Once again the much-ballyhooed Alabama Accountability Act proves that there is very little “accountability” as to how it works.
In the last regular session of the legislature we were told an amendment to the original bill would bring more accountability, more transparency and more reporting by scholarship granting organizations to the public.
So how is this working? Not very well it appears.
The Alabama Department of Revenue issued new regulations for SGOs after the amendment passed. The first one on the list says that By the 15th day after the close of each calendar quarter a report containing the following information about educational scholarships granted during the quarter:
However, a check of the Revenue website shows that only three of the nine approved SGOs have turned in their last report on time. These are: Scholarships for Kids of Birmingham, AAA Scholarship Foundation of Prattville and Rocket City SGO of Huntsville. Of these, Scholarship for Kids awarded 841 scholarships through June 30, 2015; Rocket City SGO awarded 10 and AAA had none.
Who has responsibility for policing SGOs and making sure they are in compliance? Your guess is as good as mine.
Another change in the amendment raised the “cap” on total SGO contributions from $25 million to $30 million a year. Supposedly this was needed to allow the program to grow. (A contributor to an SGO gets a dollar for dollar tax credit on their state income tax liability. So each one of these dollars is diverted from the Education Trust Fund.)

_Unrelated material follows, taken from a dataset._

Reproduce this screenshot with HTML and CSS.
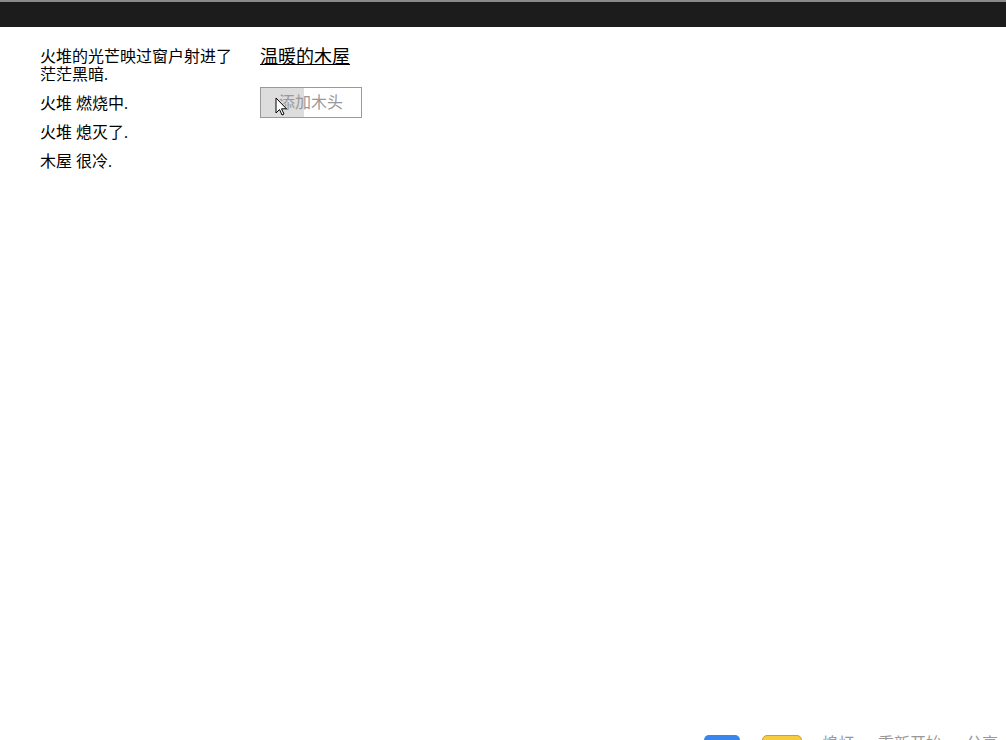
FILE: index.html
```html
<!DOCTYPE html>
<html>
<head>
    <link rel="stylesheet" href="styles.css">
</head>
<body>
    <div class="top-bar"></div>

    <div class="main">
        <div class="notifications">
            <div class="notification">火堆的光芒映过窗户射进了茫茫黑暗.</div>
            <div class="notification">火堆 燃烧中.</div>
            <div class="notification">火堆 熄灭了.</div>
            <div class="notification">木屋 很冷.</div>
        </div>

        <div class="location">
            <div class="header-button selected">温暖的木屋</div>
            <div class="button disabled">
                <div class="cooldown"></div>
                <span class="label">添加木头</span>
                <svg class="cursor" viewBox="0 0 12 19" width="12" height="19">
                    <path d="M1 1v15l3.5-3.5 2.5 5.5 2-1-2.5-5.2h5z" fill="#fff" stroke="#000" stroke-width="1"/>
                </svg>
            </div>
        </div>
    </div>

    <div class="footer">
        <div class="footer-logo">
            <svg viewBox="0 0 56 8" width="56" height="8">
                <path d="M0 3 Q12 1 24 6 L22 8 Q12 4 0 3z" fill="#111"/>
                <path d="M56 0 Q44 2 32 7 L36 8 Q46 3 56 0z" fill="#111"/>
            </svg>
        </div>
        <div class="footer-links">
            <span class="badge blue"></span>
            <span class="badge yellow"></span>
            <span class="link">熄灯.</span>
            <span class="link">重新开始.</span>
            <span class="link">分享.</span>
        </div>
    </div>
</body>
</html>
```

FILE: styles.css
```css
* {
    margin: 0;
    padding: 0;
    box-sizing: border-box;
}

html, body {
    height: 740px;
    overflow: hidden;
}

body {
    font-family: "Liberation Serif", "Noto Sans CJK SC", serif;
    font-size: 16px;
    color: #000;
    background: #fff;
}

.top-bar {
    height: 27px;
    background: #1c1c1c;
    border-top: 2px solid #8a8a8a;
}

.main {
    height: 708px;
    display: flex;
    padding: 21px 0 0 40px;
}

.notifications {
    width: 200px;
    line-height: 18px;
}

.notification {
    margin-bottom: 11px;
}

.location {
    margin-left: 20px;
    display: flex;
    flex-direction: column;
    align-items: flex-start;
}

.header-button {
    font-size: 18px;
    line-height: 20px;
    margin-top: -1px;
    cursor: pointer;
}

.header-button.selected {
    text-decoration: underline;
}

.button {
    position: relative;
    margin-top: 20px;
    width: 102px;
    height: 31px;
    border: 1px solid #999;
    color: #999;
    text-align: center;
    line-height: 29px;
    cursor: pointer;
}

.cooldown {
    position: absolute;
    left: 0;
    top: 0;
    bottom: 0;
    width: 43px;
    background: #dddddd;
}

.label {
    position: relative;
}

.cursor {
    position: absolute;
    left: 14px;
    top: 9px;
}

.footer {
    height: 40px;
    display: flex;
    align-items: flex-start;
    padding-left: 511px;
}

.footer-logo {
    width: 56px;
    height: 8px;
}

.footer-links {
    margin-left: 137px;
    display: flex;
    align-items: flex-start;
    color: #999;
    font-size: 16px;
    line-height: 18px;
}

.badge {
    display: block;
    height: 24px;
    border-radius: 5px;
}

.badge.blue {
    width: 36px;
    background: #3a86ef;
}

.badge.yellow {
    width: 40px;
    margin-left: 22px;
    background: #f7cc3e;
    border: 1px solid #c9a233;
}

.link {
    margin-left: 20px;
}
```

The amendment also allowed contributors to donate and claim a tax credit back to 2014 since total funds raised amounted to only 54 percent of the $25 million cap last year. This meant that the ETF could potentially lose another $11,586,490 in donations counting against last year and $30 million this year–a total of $41,586,490.
However, as of Sept. 18, total contributions this year for both 2014 and 2015 are only $14 million. And it should be noted that in late April there was apparently a single donation made to one SGO of $10 million.
Looks as if once again all the hype about the accountability act back in the spring was far overstated.